Problem requirements:
Give an exact copy of every line, leaving images out.

[start]

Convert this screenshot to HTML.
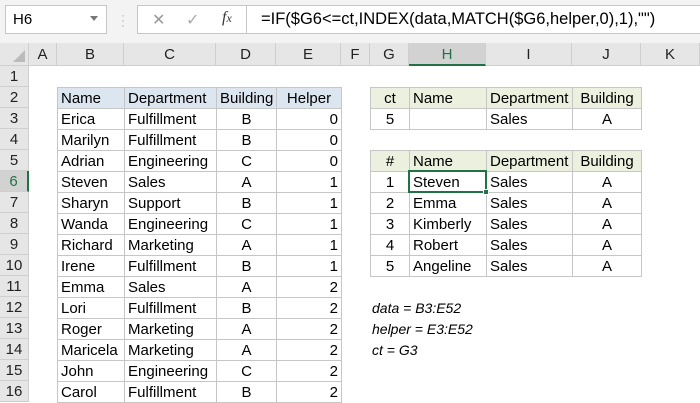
<!DOCTYPE html>
<html><head><meta charset="utf-8"><style>
*{margin:0;padding:0;box-sizing:border-box}
body{width:700px;height:400px;overflow:hidden;background:#fff;font-family:"Liberation Sans",sans-serif;font-size:15px;color:#000;position:relative}
.abs{position:absolute}
.top{left:0;top:0;width:700px;height:43px;background:#f3f3f3}
.nb{left:5px;top:5px;width:102px;height:29px;background:#fff;border:1px solid #c6c6c6;padding:5px 0 0 7px;font-size:15px}
.fb{left:137px;top:5px;width:110px;height:29px;background:#fff;border:1px solid #c6c6c6}
.fx{left:246px;top:5px;width:460px;height:29px;background:#fff;border:1px solid #c6c6c6;padding:4px 0 0 14px;font-size:16.5px;white-space:nowrap}
.ch{top:43px;height:23px;background:#e6e6e6;border-right:1px solid #cfcfcf;border-bottom:1px solid #cfcfcf;text-align:center;font-size:15px;line-height:23px;color:#222}
.rh{left:0;width:29px;height:21px;background:#e6e6e6;border-bottom:1px solid #cfcfcf;border-right:1px solid #cfcfcf;text-align:center;line-height:21px;color:#222;font-size:15px}
table{position:absolute;border-collapse:collapse;table-layout:fixed}
td{border:1px solid #c6c6c6;height:21px;padding:0 3px;white-space:nowrap;overflow:hidden;line-height:19px;font-size:15px}
.c{text-align:center}.r{text-align:right}
.hb td{background:#dce6f1}
.hg td{background:#ebf1de}
.it{font-style:italic;left:372px;font-size:14px}
</style></head><body>
<div class="abs top"></div>
<div class="abs nb">H6<span style="position:absolute;right:8px;top:10px;width:0;height:0;border-left:4px solid transparent;border-right:4px solid transparent;border-top:5px solid #777"></span></div>
<div class="abs" style="left:121px;top:13px;color:#aaa;font-size:12px;line-height:5px">·<br>·<br>·</div>
<div class="abs fb"><span class="abs" style="left:14px;top:4px;color:#999;font-size:16px">✕</span><span class="abs" style="left:48px;top:4px;color:#aaa;font-size:16px">✓</span><span class="abs" style="left:84px;top:3px;color:#333;font-family:'Liberation Serif',serif;font-style:italic;font-size:16px">f<span style="font-size:12px">x</span></span></div>
<div class="abs fx">=IF($G6&lt;=ct,INDEX(data,MATCH($G6,helper,0),1),"")</div>
<div class="abs ch" style="left:0;width:29px"><span class="abs" style="right:3px;bottom:3px;width:0;height:0;border-left:12px solid transparent;border-bottom:12px solid #bbb"></span></div>
<div class="abs ch" style="left:29px;width:28px">A</div>
<div class="abs ch" style="left:57px;width:67px">B</div>
<div class="abs ch" style="left:124px;width:92px">C</div>
<div class="abs ch" style="left:216px;width:60px">D</div>
<div class="abs ch" style="left:276px;width:65px">E</div>
<div class="abs ch" style="left:341px;width:29px">F</div>
<div class="abs ch" style="left:370px;width:39px">G</div>
<div class="abs ch" style="left:409px;width:77px;background:#d2d2d2;border-bottom:2px solid #217346;color:#217346">H</div>
<div class="abs ch" style="left:486px;width:86px">I</div>
<div class="abs ch" style="left:572px;width:69px">J</div>
<div class="abs ch" style="left:641px;width:59px">K</div>
<div class="abs rh" style="top:66px">1</div>
<div class="abs rh" style="top:87px">2</div>
<div class="abs rh" style="top:108px">3</div>
<div class="abs rh" style="top:129px">4</div>
<div class="abs rh" style="top:150px">5</div>
<div class="abs rh" style="top:171px;background:#d2d2d2;border-right:2px solid #217346;color:#217346">6</div>
<div class="abs rh" style="top:192px">7</div>
<div class="abs rh" style="top:213px">8</div>
<div class="abs rh" style="top:234px">9</div>
<div class="abs rh" style="top:255px">10</div>
<div class="abs rh" style="top:276px">11</div>
<div class="abs rh" style="top:297px">12</div>
<div class="abs rh" style="top:318px">13</div>
<div class="abs rh" style="top:339px">14</div>
<div class="abs rh" style="top:360px">15</div>
<div class="abs rh" style="top:381px">16</div>

<table style="left:57px;top:87px;width:285px">
<colgroup><col style="width:67px"><col style="width:92px"><col style="width:60px"><col style="width:65px"></colgroup>
<tr class="hb"><td>Name</td><td>Department</td><td class="c">Building</td><td class="c">Helper</td></tr>
<tr><td>Erica</td><td>Fulfillment</td><td class="c">B</td><td class="r">0</td></tr>
<tr><td>Marilyn</td><td>Fulfillment</td><td class="c">B</td><td class="r">0</td></tr>
<tr><td>Adrian</td><td>Engineering</td><td class="c">C</td><td class="r">0</td></tr>
<tr><td>Steven</td><td>Sales</td><td class="c">A</td><td class="r">1</td></tr>
<tr><td>Sharyn</td><td>Support</td><td class="c">B</td><td class="r">1</td></tr>
<tr><td>Wanda</td><td>Engineering</td><td class="c">C</td><td class="r">1</td></tr>
<tr><td>Richard</td><td>Marketing</td><td class="c">A</td><td class="r">1</td></tr>
<tr><td>Irene</td><td>Fulfillment</td><td class="c">B</td><td class="r">1</td></tr>
<tr><td>Emma</td><td>Sales</td><td class="c">A</td><td class="r">2</td></tr>
<tr><td>Lori</td><td>Fulfillment</td><td class="c">B</td><td class="r">2</td></tr>
<tr><td>Roger</td><td>Marketing</td><td class="c">A</td><td class="r">2</td></tr>
<tr><td>Maricela</td><td>Marketing</td><td class="c">A</td><td class="r">2</td></tr>
<tr><td>John</td><td>Engineering</td><td class="c">C</td><td class="r">2</td></tr>
<tr><td>Carol</td><td>Fulfillment</td><td class="c">B</td><td class="r">2</td></tr>
</table>

<table style="left:370px;top:87px;width:272px">
<colgroup><col style="width:39px"><col style="width:77px"><col style="width:86px"><col style="width:69px"></colgroup>
<tr class="hg"><td class="c">ct</td><td>Name</td><td>Department</td><td class="c">Building</td></tr>
<tr><td class="c">5</td><td></td><td>Sales</td><td class="c">A</td></tr>
</table>

<table style="left:370px;top:150px;width:272px">
<colgroup><col style="width:39px"><col style="width:77px"><col style="width:86px"><col style="width:69px"></colgroup>
<tr class="hg"><td class="c">#</td><td>Name</td><td>Department</td><td class="c">Building</td></tr>
<tr><td class="c">1</td><td>Steven</td><td>Sales</td><td class="c">A</td></tr>
<tr><td class="c">2</td><td>Emma</td><td>Sales</td><td class="c">A</td></tr>
<tr><td class="c">3</td><td>Kimberly</td><td>Sales</td><td class="c">A</td></tr>
<tr><td class="c">4</td><td>Robert</td><td>Sales</td><td class="c">A</td></tr>
<tr><td class="c">5</td><td>Angeline</td><td>Sales</td><td class="c">A</td></tr>
</table>
<div class="abs" style="left:408px;top:170px;width:79px;height:23px;border:2px solid #217346"></div>
<div class="abs" style="left:483px;top:189px;width:6px;height:6px;background:#217346;border:1px solid #fff"></div>

<div class="abs it" style="top:300px">data = B3:E52</div>
<div class="abs it" style="top:321px">helper = E3:E52</div>
<div class="abs it" style="top:342px">ct = G3</div>
</body></html>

[end]

Finished task:
Convert this screenshot to HTML.
<!DOCTYPE html>
<html><head><meta charset="utf-8"><style>
*{margin:0;padding:0;box-sizing:border-box}
body{width:700px;height:400px;overflow:hidden;background:#fff;font-family:"Liberation Sans",sans-serif;font-size:15px;color:#000;position:relative}
.abs{position:absolute}
.top{left:0;top:0;width:700px;height:43px;background:#f3f3f3}
.nb{left:5px;top:5px;width:102px;height:29px;background:#fff;border:1px solid #c6c6c6;padding:5px 0 0 7px;font-size:15px}
.fb{left:137px;top:5px;width:110px;height:29px;background:#fff;border:1px solid #c6c6c6}
.fx{left:246px;top:5px;width:460px;height:29px;background:#fff;border:1px solid #c6c6c6;padding:4px 0 0 14px;font-size:16.5px;white-space:nowrap}
.ch{top:43px;height:23px;background:#e6e6e6;border-right:1px solid #cfcfcf;border-bottom:1px solid #cfcfcf;text-align:center;font-size:15px;line-height:23px;color:#222}
.rh{left:0;width:29px;height:21px;background:#e6e6e6;border-bottom:1px solid #cfcfcf;border-right:1px solid #cfcfcf;text-align:center;line-height:21px;color:#222;font-size:15px}
table{position:absolute;border-collapse:collapse;table-layout:fixed}
td{border:1px solid #c6c6c6;height:21px;padding:0 3px;white-space:nowrap;overflow:hidden;line-height:19px;font-size:15px}
.c{text-align:center}.r{text-align:right}
.hb td{background:#dce6f1}
.hg td{background:#ebf1de}
.it{font-style:italic;left:372px;font-size:14px}
</style></head><body>
<div class="abs top"></div>
<div class="abs nb">H6<span style="position:absolute;right:8px;top:10px;width:0;height:0;border-left:4px solid transparent;border-right:4px solid transparent;border-top:5px solid #777"></span></div>
<div class="abs" style="left:121px;top:13px;color:#aaa;font-size:12px;line-height:5px">·<br>·<br>·</div>
<div class="abs fb"><span class="abs" style="left:14px;top:4px;color:#999;font-size:16px">✕</span><span class="abs" style="left:48px;top:4px;color:#aaa;font-size:16px">✓</span><span class="abs" style="left:84px;top:3px;color:#333;font-family:'Liberation Serif',serif;font-style:italic;font-size:16px">f<span style="font-size:12px">x</span></span></div>
<div class="abs fx">=IF($G6&lt;=ct,INDEX(data,MATCH($G6,helper,0),1),"")</div>
<div class="abs ch" style="left:0;width:29px"><span class="abs" style="right:3px;bottom:3px;width:0;height:0;border-left:12px solid transparent;border-bottom:12px solid #bbb"></span></div>
<div class="abs ch" style="left:29px;width:28px">A</div>
<div class="abs ch" style="left:57px;width:67px">B</div>
<div class="abs ch" style="left:124px;width:92px">C</div>
<div class="abs ch" style="left:216px;width:60px">D</div>
<div class="abs ch" style="left:276px;width:65px">E</div>
<div class="abs ch" style="left:341px;width:29px">F</div>
<div class="abs ch" style="left:370px;width:39px">G</div>
<div class="abs ch" style="left:409px;width:77px;background:#d2d2d2;border-bottom:2px solid #217346;color:#217346">H</div>
<div class="abs ch" style="left:486px;width:86px">I</div>
<div class="abs ch" style="left:572px;width:69px">J</div>
<div class="abs ch" style="left:641px;width:59px">K</div>
<div class="abs rh" style="top:66px">1</div>
<div class="abs rh" style="top:87px">2</div>
<div class="abs rh" style="top:108px">3</div>
<div class="abs rh" style="top:129px">4</div>
<div class="abs rh" style="top:150px">5</div>
<div class="abs rh" style="top:171px;background:#d2d2d2;border-right:2px solid #217346;color:#217346">6</div>
<div class="abs rh" style="top:192px">7</div>
<div class="abs rh" style="top:213px">8</div>
<div class="abs rh" style="top:234px">9</div>
<div class="abs rh" style="top:255px">10</div>
<div class="abs rh" style="top:276px">11</div>
<div class="abs rh" style="top:297px">12</div>
<div class="abs rh" style="top:318px">13</div>
<div class="abs rh" style="top:339px">14</div>
<div class="abs rh" style="top:360px">15</div>
<div class="abs rh" style="top:381px">16</div>

<table style="left:57px;top:87px;width:285px">
<colgroup><col style="width:67px"><col style="width:92px"><col style="width:60px"><col style="width:65px"></colgroup>
<tr class="hb"><td>Name</td><td>Department</td><td class="c">Building</td><td class="c">Helper</td></tr>
<tr><td>Erica</td><td>Fulfillment</td><td class="c">B</td><td class="r">0</td></tr>
<tr><td>Marilyn</td><td>Fulfillment</td><td class="c">B</td><td class="r">0</td></tr>
<tr><td>Adrian</td><td>Engineering</td><td class="c">C</td><td class="r">0</td></tr>
<tr><td>Steven</td><td>Sales</td><td class="c">A</td><td class="r">1</td></tr>
<tr><td>Sharyn</td><td>Support</td><td class="c">B</td><td class="r">1</td></tr>
<tr><td>Wanda</td><td>Engineering</td><td class="c">C</td><td class="r">1</td></tr>
<tr><td>Richard</td><td>Marketing</td><td class="c">A</td><td class="r">1</td></tr>
<tr><td>Irene</td><td>Fulfillment</td><td class="c">B</td><td class="r">1</td></tr>
<tr><td>Emma</td><td>Sales</td><td class="c">A</td><td class="r">2</td></tr>
<tr><td>Lori</td><td>Fulfillment</td><td class="c">B</td><td class="r">2</td></tr>
<tr><td>Roger</td><td>Marketing</td><td class="c">A</td><td class="r">2</td></tr>
<tr><td>Maricela</td><td>Marketing</td><td class="c">A</td><td class="r">2</td></tr>
<tr><td>John</td><td>Engineering</td><td class="c">C</td><td class="r">2</td></tr>
<tr><td>Carol</td><td>Fulfillment</td><td class="c">B</td><td class="r">2</td></tr>
</table>

<table style="left:370px;top:87px;width:272px">
<colgroup><col style="width:39px"><col style="width:77px"><col style="width:86px"><col style="width:69px"></colgroup>
<tr class="hg"><td class="c">ct</td><td>Name</td><td>Department</td><td class="c">Building</td></tr>
<tr><td class="c">5</td><td></td><td>Sales</td><td class="c">A</td></tr>
</table>

<table style="left:370px;top:150px;width:272px">
<colgroup><col style="width:39px"><col style="width:77px"><col style="width:86px"><col style="width:69px"></colgroup>
<tr class="hg"><td class="c">#</td><td>Name</td><td>Department</td><td class="c">Building</td></tr>
<tr><td class="c">1</td><td>Steven</td><td>Sales</td><td class="c">A</td></tr>
<tr><td class="c">2</td><td>Emma</td><td>Sales</td><td class="c">A</td></tr>
<tr><td class="c">3</td><td>Kimberly</td><td>Sales</td><td class="c">A</td></tr>
<tr><td class="c">4</td><td>Robert</td><td>Sales</td><td class="c">A</td></tr>
<tr><td class="c">5</td><td>Angeline</td><td>Sales</td><td class="c">A</td></tr>
</table>
<div class="abs" style="left:408px;top:170px;width:79px;height:23px;border:2px solid #217346"></div>
<div class="abs" style="left:483px;top:189px;width:6px;height:6px;background:#217346;border:1px solid #fff"></div>

<div class="abs it" style="top:300px">data = B3:E52</div>
<div class="abs it" style="top:321px">helper = E3:E52</div>
<div class="abs it" style="top:342px">ct = G3</div>
</body></html>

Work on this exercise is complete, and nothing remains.